Secrets of a Grill Master: Zack Paul’s Argentine Grill
Who cooks and eats here: Zack Paul
Where: Santa Barbara, CA
Rent or Own? Rent
Today we’re focusing less on a specific home kitchen and more on the outdoors; after all, what better way to celebrate summer than to take to the grill? Zack Paul, an Argentinian artist and designer who’s lived and worked in Santa Barbara for the past 10 years, regularly grills for a gaggle of lucky friends in the style mostly learned from his cattle rancher grandfather, Asencio Evaristo — and I think it is safe to say he’s a grill master!
Zack’s Special Grill Setup and Technique
Zack’s grill was welded by a friend with his Argentine techniques in mind. The biggest difference between it and an American-style grill is that the rack is v-shaped and at a slight incline. This shape helps the fat drip down to the bottom instead of directly on the charcoal. It’s a simple change, but it yields dramatic results; everything is very lean and flavorful when cooked this way.
As Zack says, “Fire is the enemy of Argentine grilling.” To achieve the right coal temperature, he builds a cone of newspaper (using a wine bottle as a cylinder — see photos), mounds the charcoal brickets around that, lights with a match then tends to the coals for about an hour, scraping the grill clean as he moves the charcoal bits around.

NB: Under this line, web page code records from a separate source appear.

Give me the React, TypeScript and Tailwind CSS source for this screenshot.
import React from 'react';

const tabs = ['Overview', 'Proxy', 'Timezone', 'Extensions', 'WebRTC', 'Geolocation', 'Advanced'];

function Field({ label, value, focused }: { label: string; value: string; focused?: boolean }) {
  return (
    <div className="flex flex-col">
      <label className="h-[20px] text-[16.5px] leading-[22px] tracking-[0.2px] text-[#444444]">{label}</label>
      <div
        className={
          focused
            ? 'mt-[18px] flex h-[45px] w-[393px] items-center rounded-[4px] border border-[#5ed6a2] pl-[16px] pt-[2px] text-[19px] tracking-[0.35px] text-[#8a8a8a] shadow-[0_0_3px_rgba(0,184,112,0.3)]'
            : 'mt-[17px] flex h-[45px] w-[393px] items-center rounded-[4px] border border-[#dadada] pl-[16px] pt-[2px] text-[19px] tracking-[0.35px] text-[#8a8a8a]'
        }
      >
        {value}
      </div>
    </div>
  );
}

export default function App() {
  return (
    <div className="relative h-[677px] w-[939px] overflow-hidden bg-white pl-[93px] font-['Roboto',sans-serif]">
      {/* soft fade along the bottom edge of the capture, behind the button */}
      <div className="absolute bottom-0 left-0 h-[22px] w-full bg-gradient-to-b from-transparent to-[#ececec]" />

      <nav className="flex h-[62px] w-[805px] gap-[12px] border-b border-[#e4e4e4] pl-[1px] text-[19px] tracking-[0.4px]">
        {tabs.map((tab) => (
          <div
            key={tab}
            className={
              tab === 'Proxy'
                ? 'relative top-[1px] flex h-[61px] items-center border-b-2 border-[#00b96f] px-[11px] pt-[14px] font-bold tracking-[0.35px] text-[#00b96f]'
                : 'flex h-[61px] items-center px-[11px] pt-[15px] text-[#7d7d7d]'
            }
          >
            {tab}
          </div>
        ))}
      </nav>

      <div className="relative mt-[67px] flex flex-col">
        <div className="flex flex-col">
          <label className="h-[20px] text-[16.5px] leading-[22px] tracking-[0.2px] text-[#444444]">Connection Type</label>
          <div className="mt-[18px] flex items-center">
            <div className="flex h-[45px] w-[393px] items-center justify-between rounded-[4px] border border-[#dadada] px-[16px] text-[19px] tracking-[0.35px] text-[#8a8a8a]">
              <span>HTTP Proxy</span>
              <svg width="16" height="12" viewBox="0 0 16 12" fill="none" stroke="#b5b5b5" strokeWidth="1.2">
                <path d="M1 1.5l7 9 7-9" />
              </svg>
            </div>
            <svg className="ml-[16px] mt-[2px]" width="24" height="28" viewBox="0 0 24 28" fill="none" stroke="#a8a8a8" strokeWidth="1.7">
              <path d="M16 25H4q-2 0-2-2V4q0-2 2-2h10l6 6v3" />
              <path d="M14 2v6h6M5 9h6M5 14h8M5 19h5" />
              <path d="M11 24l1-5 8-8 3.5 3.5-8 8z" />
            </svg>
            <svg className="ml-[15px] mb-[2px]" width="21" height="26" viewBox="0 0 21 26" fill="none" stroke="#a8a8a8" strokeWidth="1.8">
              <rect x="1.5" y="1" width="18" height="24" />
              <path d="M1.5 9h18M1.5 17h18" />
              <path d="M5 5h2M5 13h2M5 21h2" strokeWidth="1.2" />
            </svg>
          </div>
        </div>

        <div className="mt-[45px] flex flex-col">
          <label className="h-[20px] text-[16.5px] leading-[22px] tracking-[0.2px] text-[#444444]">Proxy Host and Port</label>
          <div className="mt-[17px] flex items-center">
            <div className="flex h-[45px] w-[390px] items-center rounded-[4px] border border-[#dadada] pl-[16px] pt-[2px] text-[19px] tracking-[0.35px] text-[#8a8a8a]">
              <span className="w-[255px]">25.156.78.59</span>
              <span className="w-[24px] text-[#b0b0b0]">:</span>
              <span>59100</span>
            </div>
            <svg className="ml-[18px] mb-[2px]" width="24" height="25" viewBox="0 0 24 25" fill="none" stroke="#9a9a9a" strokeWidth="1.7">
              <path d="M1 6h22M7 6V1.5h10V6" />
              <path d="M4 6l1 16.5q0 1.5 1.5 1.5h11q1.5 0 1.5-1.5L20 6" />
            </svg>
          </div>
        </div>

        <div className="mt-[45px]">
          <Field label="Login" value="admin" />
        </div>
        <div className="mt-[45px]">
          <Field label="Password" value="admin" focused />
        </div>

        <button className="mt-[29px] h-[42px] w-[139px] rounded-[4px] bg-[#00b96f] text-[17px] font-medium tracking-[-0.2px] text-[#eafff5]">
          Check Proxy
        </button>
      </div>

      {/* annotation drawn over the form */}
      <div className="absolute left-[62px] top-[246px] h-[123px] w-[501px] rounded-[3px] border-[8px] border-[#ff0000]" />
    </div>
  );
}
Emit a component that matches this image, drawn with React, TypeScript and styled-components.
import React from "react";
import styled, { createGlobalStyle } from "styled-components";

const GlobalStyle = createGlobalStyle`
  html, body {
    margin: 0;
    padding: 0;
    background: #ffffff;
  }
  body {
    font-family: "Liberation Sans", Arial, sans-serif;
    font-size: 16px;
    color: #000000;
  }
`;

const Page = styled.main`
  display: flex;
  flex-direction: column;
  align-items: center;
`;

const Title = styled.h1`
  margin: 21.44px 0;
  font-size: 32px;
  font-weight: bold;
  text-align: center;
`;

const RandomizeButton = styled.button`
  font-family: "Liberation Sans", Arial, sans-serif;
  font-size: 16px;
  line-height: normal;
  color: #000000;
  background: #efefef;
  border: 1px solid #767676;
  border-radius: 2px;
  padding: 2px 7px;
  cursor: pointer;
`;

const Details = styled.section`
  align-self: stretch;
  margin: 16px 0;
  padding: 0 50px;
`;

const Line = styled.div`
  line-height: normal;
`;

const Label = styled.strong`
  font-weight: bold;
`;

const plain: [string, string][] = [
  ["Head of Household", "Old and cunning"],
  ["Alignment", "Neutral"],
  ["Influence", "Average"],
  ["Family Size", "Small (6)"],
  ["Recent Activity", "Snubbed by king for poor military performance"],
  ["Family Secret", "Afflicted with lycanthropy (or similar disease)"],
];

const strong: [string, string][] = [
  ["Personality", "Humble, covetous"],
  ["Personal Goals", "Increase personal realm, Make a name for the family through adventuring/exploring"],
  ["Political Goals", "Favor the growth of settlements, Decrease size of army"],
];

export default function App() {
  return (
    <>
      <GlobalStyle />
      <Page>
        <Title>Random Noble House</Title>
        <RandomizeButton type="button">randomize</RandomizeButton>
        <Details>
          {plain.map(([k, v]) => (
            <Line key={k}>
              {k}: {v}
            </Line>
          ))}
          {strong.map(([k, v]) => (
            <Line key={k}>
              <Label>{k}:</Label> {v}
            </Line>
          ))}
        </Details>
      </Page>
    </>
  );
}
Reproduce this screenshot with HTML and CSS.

This process of prepping the grill takes about an hour. The coals need to be totally white before he adds meat and veggies. For someone who grew up with a gas BBQ (sacrilege, I know!), it’s quite a different operation than simply turning on the grill and throwing on some chicken breasts loaded with tangy sauce, as my family tended to do.
Zack enjoys the ritual of the grill, the fire and the length of time involved. It’s not a quick fix — there’s a rhythm to it that’s so alluring and you can see the joy it brings to Zack’s heart and face. It’s a lot of effort, but such rewards!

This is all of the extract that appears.